>> start Listed records

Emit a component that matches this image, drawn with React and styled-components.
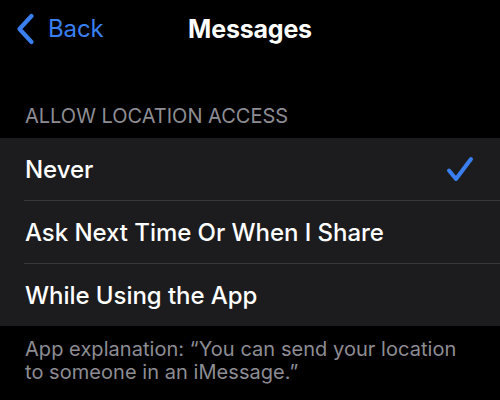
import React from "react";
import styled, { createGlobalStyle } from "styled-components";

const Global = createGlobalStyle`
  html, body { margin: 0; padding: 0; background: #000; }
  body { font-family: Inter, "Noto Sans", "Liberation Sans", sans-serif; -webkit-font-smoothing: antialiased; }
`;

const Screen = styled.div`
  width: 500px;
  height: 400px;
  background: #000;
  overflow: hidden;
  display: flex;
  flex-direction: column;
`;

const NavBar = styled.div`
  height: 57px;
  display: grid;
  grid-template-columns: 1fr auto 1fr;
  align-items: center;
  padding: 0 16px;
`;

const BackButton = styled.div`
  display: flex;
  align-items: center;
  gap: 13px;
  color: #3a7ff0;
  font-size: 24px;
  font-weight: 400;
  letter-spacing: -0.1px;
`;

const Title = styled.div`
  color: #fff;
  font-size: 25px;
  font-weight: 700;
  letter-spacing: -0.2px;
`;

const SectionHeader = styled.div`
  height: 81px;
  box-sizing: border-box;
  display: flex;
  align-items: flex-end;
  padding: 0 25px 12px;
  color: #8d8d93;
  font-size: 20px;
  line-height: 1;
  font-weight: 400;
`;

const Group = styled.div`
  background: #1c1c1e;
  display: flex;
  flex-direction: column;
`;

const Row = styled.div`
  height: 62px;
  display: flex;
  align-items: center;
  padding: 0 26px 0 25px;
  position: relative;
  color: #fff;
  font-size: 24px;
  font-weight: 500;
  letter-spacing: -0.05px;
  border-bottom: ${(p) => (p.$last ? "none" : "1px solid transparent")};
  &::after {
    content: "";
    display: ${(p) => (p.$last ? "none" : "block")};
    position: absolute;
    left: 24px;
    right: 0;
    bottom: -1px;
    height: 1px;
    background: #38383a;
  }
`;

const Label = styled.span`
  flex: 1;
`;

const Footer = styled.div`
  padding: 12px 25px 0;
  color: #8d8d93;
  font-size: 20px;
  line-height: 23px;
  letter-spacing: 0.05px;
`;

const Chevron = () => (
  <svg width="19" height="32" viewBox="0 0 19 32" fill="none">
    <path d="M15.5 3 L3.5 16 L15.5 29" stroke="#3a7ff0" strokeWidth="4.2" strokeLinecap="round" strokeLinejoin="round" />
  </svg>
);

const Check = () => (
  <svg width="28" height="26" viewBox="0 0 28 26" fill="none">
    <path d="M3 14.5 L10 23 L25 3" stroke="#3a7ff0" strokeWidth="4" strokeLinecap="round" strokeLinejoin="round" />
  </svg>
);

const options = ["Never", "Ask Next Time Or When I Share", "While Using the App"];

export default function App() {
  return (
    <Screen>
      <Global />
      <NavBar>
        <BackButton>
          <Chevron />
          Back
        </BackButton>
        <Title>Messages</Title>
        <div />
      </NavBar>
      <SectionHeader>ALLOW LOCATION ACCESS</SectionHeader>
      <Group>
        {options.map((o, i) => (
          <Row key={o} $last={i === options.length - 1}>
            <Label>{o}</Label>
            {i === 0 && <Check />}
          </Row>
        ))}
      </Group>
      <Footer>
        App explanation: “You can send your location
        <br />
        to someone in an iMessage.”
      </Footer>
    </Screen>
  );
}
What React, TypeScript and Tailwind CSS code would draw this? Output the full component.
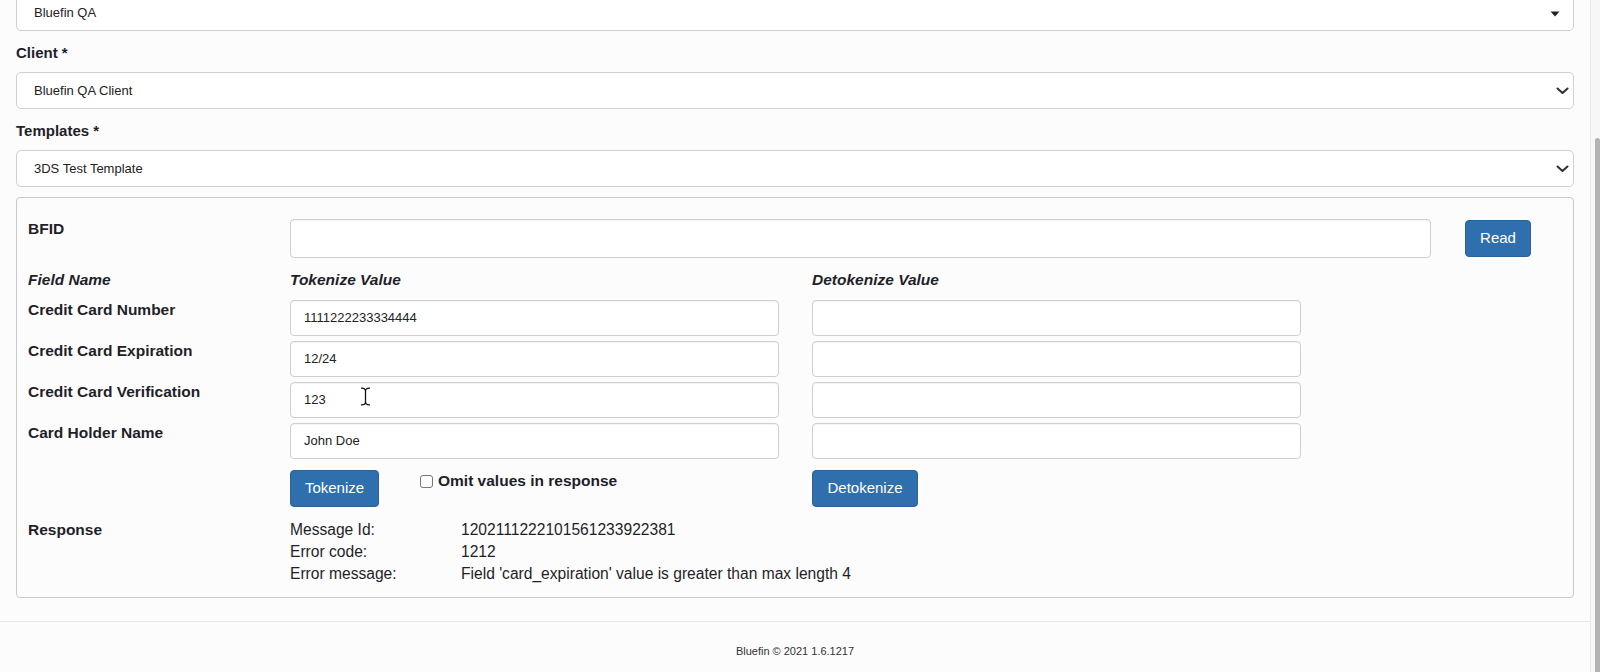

>> end Listed records

** Description of the task **
Copy every entry word for word, but omit the pictures.

** Task response **
Emit a component that matches this image, drawn with React and styled-components.
import React from "react";
import styled, { createGlobalStyle } from "styled-components";

const Global = createGlobalStyle`
  html, body { margin: 0; padding: 0; background: #000; }
  body { font-family: Inter, "Noto Sans", "Liberation Sans", sans-serif; -webkit-font-smoothing: antialiased; }
`;

const Screen = styled.div`
  width: 500px;
  height: 400px;
  background: #000;
  overflow: hidden;
  display: flex;
  flex-direction: column;
`;

const NavBar = styled.div`
  height: 57px;
  display: grid;
  grid-template-columns: 1fr auto 1fr;
  align-items: center;
  padding: 0 16px;
`;

const BackButton = styled.div`
  display: flex;
  align-items: center;
  gap: 13px;
  color: #3a7ff0;
  font-size: 24px;
  font-weight: 400;
  letter-spacing: -0.1px;
`;

const Title = styled.div`
  color: #fff;
  font-size: 25px;
  font-weight: 700;
  letter-spacing: -0.2px;
`;

const SectionHeader = styled.div`
  height: 81px;
  box-sizing: border-box;
  display: flex;
  align-items: flex-end;
  padding: 0 25px 12px;
  color: #8d8d93;
  font-size: 20px;
  line-height: 1;
  font-weight: 400;
`;

const Group = styled.div`
  background: #1c1c1e;
  display: flex;
  flex-direction: column;
`;

const Row = styled.div`
  height: 62px;
  display: flex;
  align-items: center;
  padding: 0 26px 0 25px;
  position: relative;
  color: #fff;
  font-size: 24px;
  font-weight: 500;
  letter-spacing: -0.05px;
  border-bottom: ${(p) => (p.$last ? "none" : "1px solid transparent")};
  &::after {
    content: "";
    display: ${(p) => (p.$last ? "none" : "block")};
    position: absolute;
    left: 24px;
    right: 0;
    bottom: -1px;
    height: 1px;
    background: #38383a;
  }
`;

const Label = styled.span`
  flex: 1;
`;

const Footer = styled.div`
  padding: 12px 25px 0;
  color: #8d8d93;
  font-size: 20px;
  line-height: 23px;
  letter-spacing: 0.05px;
`;

const Chevron = () => (
  <svg width="19" height="32" viewBox="0 0 19 32" fill="none">
    <path d="M15.5 3 L3.5 16 L15.5 29" stroke="#3a7ff0" strokeWidth="4.2" strokeLinecap="round" strokeLinejoin="round" />
  </svg>
);

const Check = () => (
  <svg width="28" height="26" viewBox="0 0 28 26" fill="none">
    <path d="M3 14.5 L10 23 L25 3" stroke="#3a7ff0" strokeWidth="4" strokeLinecap="round" strokeLinejoin="round" />
  </svg>
);

const options = ["Never", "Ask Next Time Or When I Share", "While Using the App"];

export default function App() {
  return (
    <Screen>
      <Global />
      <NavBar>
        <BackButton>
          <Chevron />
          Back
        </BackButton>
        <Title>Messages</Title>
        <div />
      </NavBar>
      <SectionHeader>ALLOW LOCATION ACCESS</SectionHeader>
      <Group>
        {options.map((o, i) => (
          <Row key={o} $last={i === options.length - 1}>
            <Label>{o}</Label>
            {i === 0 && <Check />}
          </Row>
        ))}
      </Group>
      <Footer>
        App explanation: “You can send your location
        <br />
        to someone in an iMessage.”
      </Footer>
    </Screen>
  );
}
What React, TypeScript and Tailwind CSS code would draw this? Output the full component.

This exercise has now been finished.